There was one triad of individuals who were involved in securing Irish naturalisations for Ziebell: Johannes Hans Wolpe, Josef Emil Roos and Lincoln Allan Smith. While I had found quite a bit on Wolpe, I had only found brief mentions on Roos and Smith. There was one intriguing reference in an MI6 report on Roos which noted that he had been hanging out with one A.A. Tester in Greece.
I did some shallow digging on Arthur Albert Tester and discovered that the individual in question was quite a fascinating character.
Born in Stuttgart of a British father and a German mother, Tester claimed to be British-born and became a theatre singer, banker, swindler and crook who was one of the first members of the British Union of Fascists. He was a apparently a fast talker who convinced many people that he was Oswald Mosley’s aide-de-camp.

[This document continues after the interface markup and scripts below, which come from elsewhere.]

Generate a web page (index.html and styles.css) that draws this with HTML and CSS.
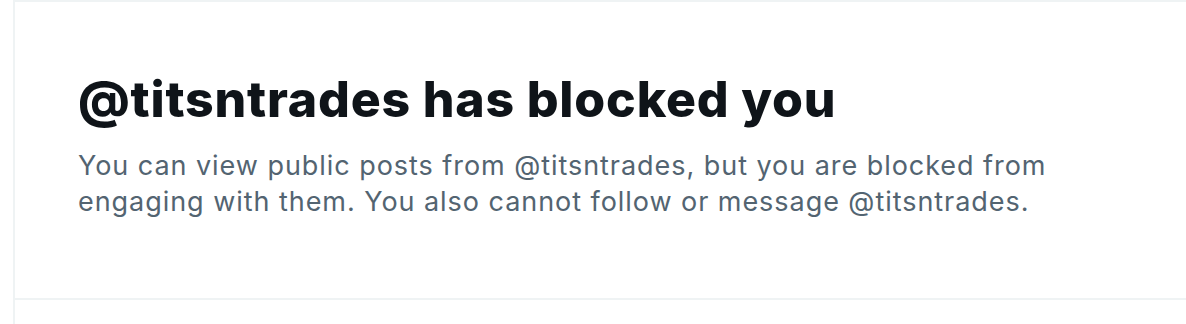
FILE: index.html
```html
<!DOCTYPE html>
<html>
<head>
<meta charset="utf-8">
<link rel="stylesheet" href="styles.css">
</head>
<body>
<div class="page">
  <div class="column">
    <section class="empty">
      <h1 class="title">@titsntrades has blocked you</h1>
      <p class="desc">You can view public posts from @titsntrades, but you are blocked from engaging with them. You also cannot follow or message @titsntrades.</p>
    </section>
    <div class="rest"></div>
  </div>
</div>
</body>
</html>
```

FILE: styles.css
```css
html, body {
  margin: 0;
  padding: 0;
  background: #ffffff;
}
.page {
  display: flex;
  height: 324px;
  padding-left: 13px;
}
.column {
  flex: 1;
  border-left: 2px solid #eff3f4;
  border-top: 2px solid #eff3f4;
  display: flex;
  flex-direction: column;
}
.empty {
  height: 298px;
  box-sizing: border-box;
  border-bottom: 2px solid #eff3f4;
  padding: 67px 64px 0 63px;
}
.title {
  margin: 0;
  font-family: Inter, "Liberation Sans", sans-serif;
  font-weight: 800;
  font-size: 50px;
  line-height: 60px;
  letter-spacing: 0.8px;
  color: #0f1419;
}
.desc {
  margin: 19px 0 0;
  max-width: 1000px;
  font-family: Inter, "Liberation Sans", sans-serif;
  font-weight: 400;
  font-size: 27px;
  line-height: 36px;
  letter-spacing: 0.95px;
  color: #536471;
}
.rest {
  flex: 1;
}
```
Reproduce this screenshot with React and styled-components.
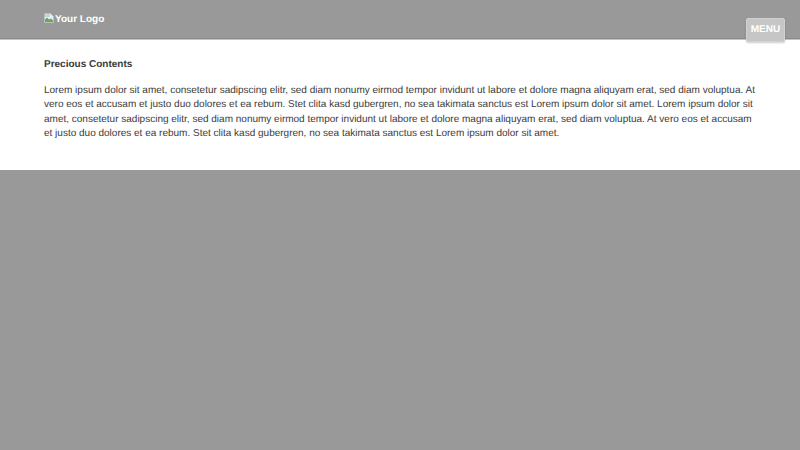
import React from "react"
import styled, { createGlobalStyle } from "styled-components"

const GlobalStyle = createGlobalStyle`
  html, body {
    margin: 0;
    padding: 0;
    height: 100%;
    background: #999;
    font-family: "Liberation Sans", Arial, sans-serif;
    font-size: 10px;
    line-height: 14.5px;
    color: #3a3a3a;
    text-rendering: geometricPrecision;
  }
`
const Header = styled.header`
  position: relative;
  height: 40px;
  padding: 13px 44px 0;
  box-sizing: border-box;
  background: #999;
  border-bottom: 1px solid #c4c4c4;
  box-shadow: inset 0 -1px 0 #8c8c8c;
`
const Logo = styled.a`
  display: inline-flex;
  align-items: flex-start;
  color: #fff;
  font-weight: bold;
  font-size: 10px;
  line-height: 13px;
`
const BrokenImage = styled.svg`
  display: block;
  width: 10px;
  height: 10px;
  margin-right: 1px;
`
const MenuButton = styled.button`
  position: absolute;
  top: 18px;
  right: 15px;
  width: 39px;
  height: 24px;
  padding: 0 0 1px;
  border: 1px solid #d2d2d2;
  border-radius: 2px;
  background: #c6c6c6;
  color: #fff;
  font: bold 10px "Liberation Sans", Arial, sans-serif;
  text-rendering: geometricPrecision;
  box-shadow: 0 1px 2px rgba(0, 0, 0, 0.2);
`
const Main = styled.main`
  height: 130px;
  padding: 18px 44px 0;
  box-sizing: border-box;
  background: #fff;
`
const Title = styled.h1`
  margin: 0 0 12px;
  font-size: 10px;
  line-height: 14px;
  font-weight: bold;
`
const Body = styled.p`
  margin: 0;
  font-size: 10px;
  line-height: 14.4px;
  width: 712px;
`

const App = () => (
  <>
    <GlobalStyle />
    <Header>
      <Logo>
        <BrokenImage viewBox="0 0 10 10">
          <path d="M0.5 0.5h6l3 3v6h-9z" fill="#e8eef4" stroke="#b5bcc4" strokeWidth="0.6" />
          <path d="M1 1h5v3H1z" fill="#bcd6ee" />
          <path d="M1 6.5l2-2 2 2 2-1 2 2V9H1z" fill="#6aa84f" />
        </BrokenImage>
        <span>Your Logo</span>
      </Logo>
      <MenuButton>MENU</MenuButton>
    </Header>
    <Main>
      <Title>Precious Contents</Title>
      <Body>
        Lorem ipsum dolor sit amet, consetetur sadipscing elitr, sed diam nonumy eirmod tempor invidunt ut labore et dolore magna aliquyam erat, sed diam voluptua. At vero eos et accusam et justo duo dolores et ea rebum. Stet clita kasd gubergren, no sea takimata sanctus est Lorem ipsum dolor sit amet. Lorem ipsum dolor sit amet, consetetur sadipscing elitr, sed diam nonumy eirmod tempor invidunt ut labore et dolore magna aliquyam erat, sed diam voluptua. At vero eos et accusam et justo duo dolores et ea rebum. Stet clita kasd gubergren, no sea takimata sanctus est Lorem ipsum dolor sit amet.
      </Body>
    </Main>
  </>
)

export default App
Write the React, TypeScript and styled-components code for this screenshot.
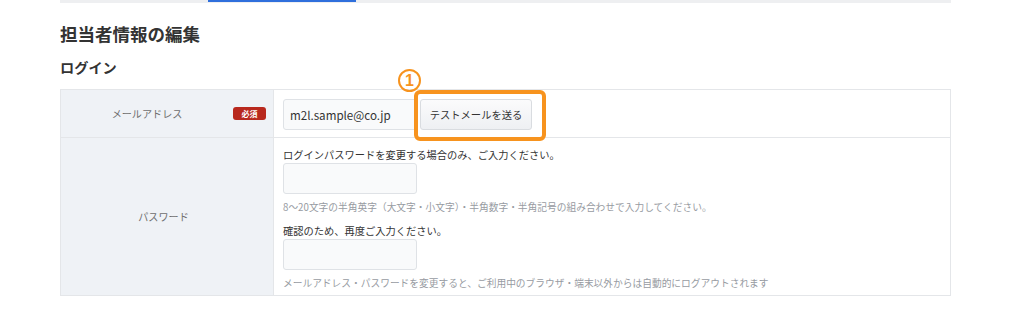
import { FC } from "react";
import styled, { createGlobalStyle } from "styled-components";

const GlobalStyle = createGlobalStyle`
  html, body {
    margin: 0;
    padding: 0;
    background: #ffffff;
  }
  body {
    font-family: "Noto Sans CJK JP", "Noto Sans", sans-serif;
    color: #333333;
  }
`;

const App: FC = () => {
  return (
    <>
      <GlobalStyle />
      <Page>
        <TabBar>
          <ActiveTab />
        </TabBar>
        <Title>担当者情報の編集</Title>
        <SubTitle>ログイン</SubTitle>
        <Table>
          <LabelCell>
            <LabelText>メールアドレス</LabelText>
            <Required>必須</Required>
          </LabelCell>
          <ValueCell>
            <InlineFields>
              <TextInput value="m2l.sample@co.jp" readOnly />
              <ButtonWrap>
                <SendButton>テストメールを送る</SendButton>
                <Highlight />
                <StepMark>1</StepMark>
              </ButtonWrap>
            </InlineFields>
          </ValueCell>
          <LabelCell last>
            <LabelText>パスワード</LabelText>
          </LabelCell>
          <ValueCell last>
            <Caption>ログインパスワードを変更する場合のみ、ご入力ください。</Caption>
            <TextInput type="password" />
            <Hint>
              8〜20文字の半角英字（大文字・小文字）・半角数字・半角記号の組み合わせで入力してください。
            </Hint>
            <Caption spaced>確認のため、再度ご入力ください。</Caption>
            <TextInput type="password" />
            <Hint>
              メールアドレス・パスワードを変更すると、ご利用中のブラウザ・端末以外からは自動的にログアウトされます
            </Hint>
          </ValueCell>
        </Table>
      </Page>
    </>
  );
};

const Page = styled.div`
  width: 891px;
  margin-left: 60px;
  display: flex;
  flex-direction: column;
`;

const TabBar = styled.div`
  height: 3px;
  background: #eeeff1;
  display: flex;
`;

const ActiveTab = styled.div`
  margin-left: 148px;
  width: 148px;
  height: 2px;
  background: #2f6fdc;
`;

const Title = styled.h1`
  margin: 18px 0 0;
  font-size: 17.5px;
  line-height: 25px;
  font-weight: 700;
  color: #333333;
`;

const SubTitle = styled.h2`
  margin: 11px 0 0;
  font-size: 14.2px;
  line-height: 20px;
  font-weight: 700;
  color: #333333;
`;

const Table = styled.div`
  margin-top: 12px;
  display: grid;
  grid-template-columns: 213px 1fr;
  border: 1px solid #e4e6e9;
`;

const LabelCell = styled.div<{ last?: boolean }>`
  display: flex;
  align-items: center;
  padding-right: 7px;
  background: #eff2f6;
  border-right: 1px solid #e4e6e9;
  border-bottom: ${(p) => (p.last ? "none" : "1px solid #e4e6e9")};
`;

const LabelText = styled.span`
  flex: 1;
  text-align: center;
  font-size: 10.1px;
  color: #6e6e6e;
`;

const Required = styled.span`
  width: 33px;
  height: 13px;
  border-radius: 3px;
  background: #b8281d;
  color: #ffffff;
  font-size: 8px;
  font-weight: 700;
  line-height: 13px;
  text-align: center;
`;

const ValueCell = styled.div<{ last?: boolean }>`
  display: flex;
  flex-direction: column;
  align-items: flex-start;
  padding: ${(p) => (p.last ? "9px 9px 5px" : "9px 9px 7px")};
  border-bottom: ${(p) => (p.last ? "none" : "1px solid #e4e6e9")};
`;

const InlineFields = styled.div`
  display: flex;
  align-items: flex-start;
  gap: 3px;
`;

const TextInput = styled.input`
  box-sizing: border-box;
  width: 134px;
  height: 31px;
  margin: 0;
  padding: 0 6px;
  border: 1px solid #dfe2e6;
  border-radius: 3px;
  background: #f9fafb;
  font-family: "Noto Sans CJK JP", sans-serif;
  font-size: 11.6px;
  color: #333333;
  outline: none;
`;

const ButtonWrap = styled.div`
  position: relative;
`;

const SendButton = styled.button`
  box-sizing: border-box;
  width: 112px;
  height: 31px;
  margin: 0;
  padding: 0;
  border: 1px solid #d9dce0;
  border-radius: 3px;
  background: linear-gradient(#fbfbfc, #eef0f3);
  font-family: "Noto Sans CJK JP", sans-serif;
  font-size: 10.3px;
  color: #333333;
`;

const Highlight = styled.div`
  position: absolute;
  left: -6px;
  top: -9px;
  width: 132px;
  height: 51px;
  box-sizing: border-box;
  border: 4px solid #f7931e;
  border-radius: 6px;
  pointer-events: none;
`;

const StepMark = styled.div`
  position: absolute;
  left: -22px;
  top: -30px;
  width: 23px;
  height: 23px;
  box-sizing: border-box;
  border: 2px solid #f7931e;
  border-radius: 50%;
  display: flex;
  align-items: center;
  justify-content: center;
  color: #f7931e;
  font-family: "Liberation Sans", sans-serif;
  font-size: 16px;
  font-weight: 700;
  line-height: 1;
`;

const Caption = styled.div<{ spaced?: boolean }>`
  margin-top: ${(p) => (p.spaced ? "9px" : "0")};
  font-size: 10.25px;
  line-height: 16px;
  color: #333333;
`;

const Hint = styled.div`
  margin-top: 6px;
  font-size: 9.72px;
  line-height: 14px;
  color: #979ba2;
`;

export default App;
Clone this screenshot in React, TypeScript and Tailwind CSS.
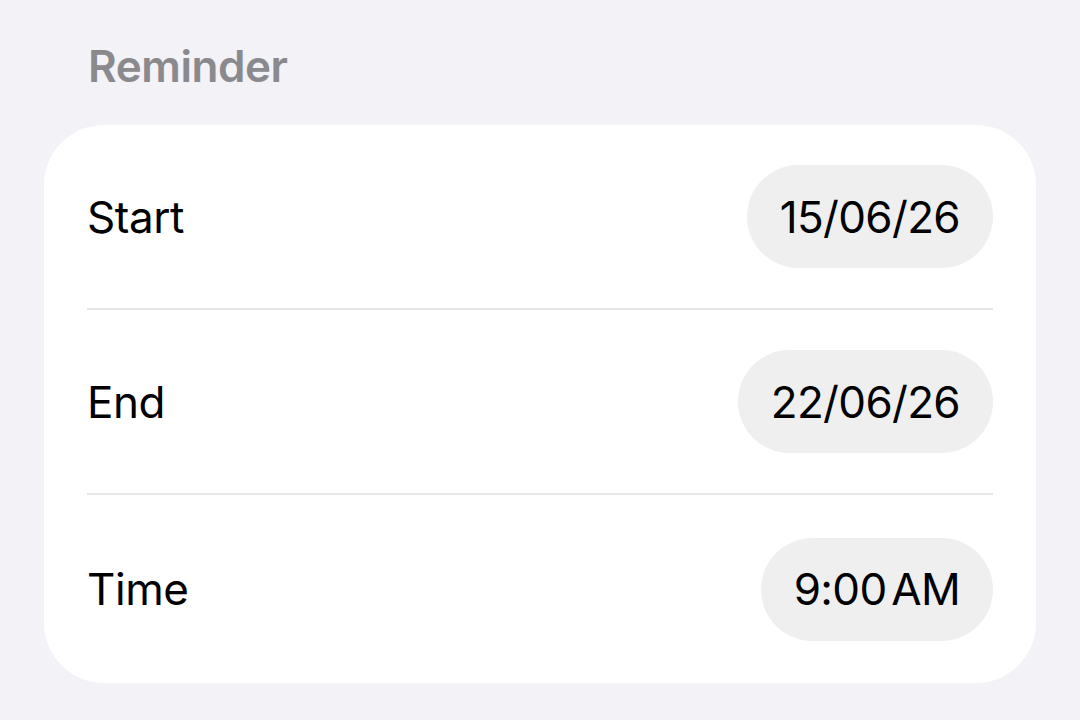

With the National Archives digitized files being free for downloading at the moment… I quickly moved to download Tester’s files and have been slowly working my way through them. I can already tell you and Tester was definitely not Jewish and his father was not an English Consul. Suffice to say, that blog is going to need some updating.
On a happier note, I am finding several references to Josef Emil Roos and look forward to providing an update on his information as well.
I also found a photograph of Tester in the MI5 files, from a 1923 passport application. Tester is always described as being stout with a fleshy lower lip. I’m having rather a debate as to whether the photograph of Arthur Albert Tester on a Romanian site (see above) is actually Tester… Twenty years likely separate the two photographs… and he could have lost weight. To my inexperienced eye, the ear lobes look different and the chin appears to be broader in the 1923 photograph. Possibly differences in the eyebrows as well… On the other hand, I can also argue all those differences away as being due to the angle of the face and think that they are from the same man… Any thoughts??
Romanian 2014 Hunedorean News Site
I’m going to give Google Translate a work-out today and see what it does with the Romanian text of the Tester article… I don’t know a speck of Romanian so the below translation has many rough spots. While the author of the article provides no references, it would appear that he had access to some Romanian intelligence reports. I can say that some of the personal information in the early part of the article is inaccurate as is the date of when Tester left England. He left in December 1938, not August 1939.
Arthur Albert Tester (b. 1895- d. 1944, 1988?), Alias “The Insensitive”: The double agent from Mintia who spied on the most influential VIPs from Hunedoara
Beyond the classic war, waged in trenches with soldiers and sophisticated weapons, any resounding victory was based on information obtained by spies on a different, unconventional front, that of the “secret war.” The names of some aces of espionage are already notorious in history, such as: Colonel Redl, in Austria; Mata Hari, in France and Germany; Richard Sorge, in the Soviet Union and Japan. One of the most famous and controversial secret agents during the Second World War – Arthur Albert Tester, nicknamed “The Insensitive”, had, at one point, his residence in Hunedoara County, not far from Deva, serving both the cause of the Germans as well as the Allies. Who was Tester and what will be brought to the lands of Hunedoara? These are questions that we will try to find answers to in the following.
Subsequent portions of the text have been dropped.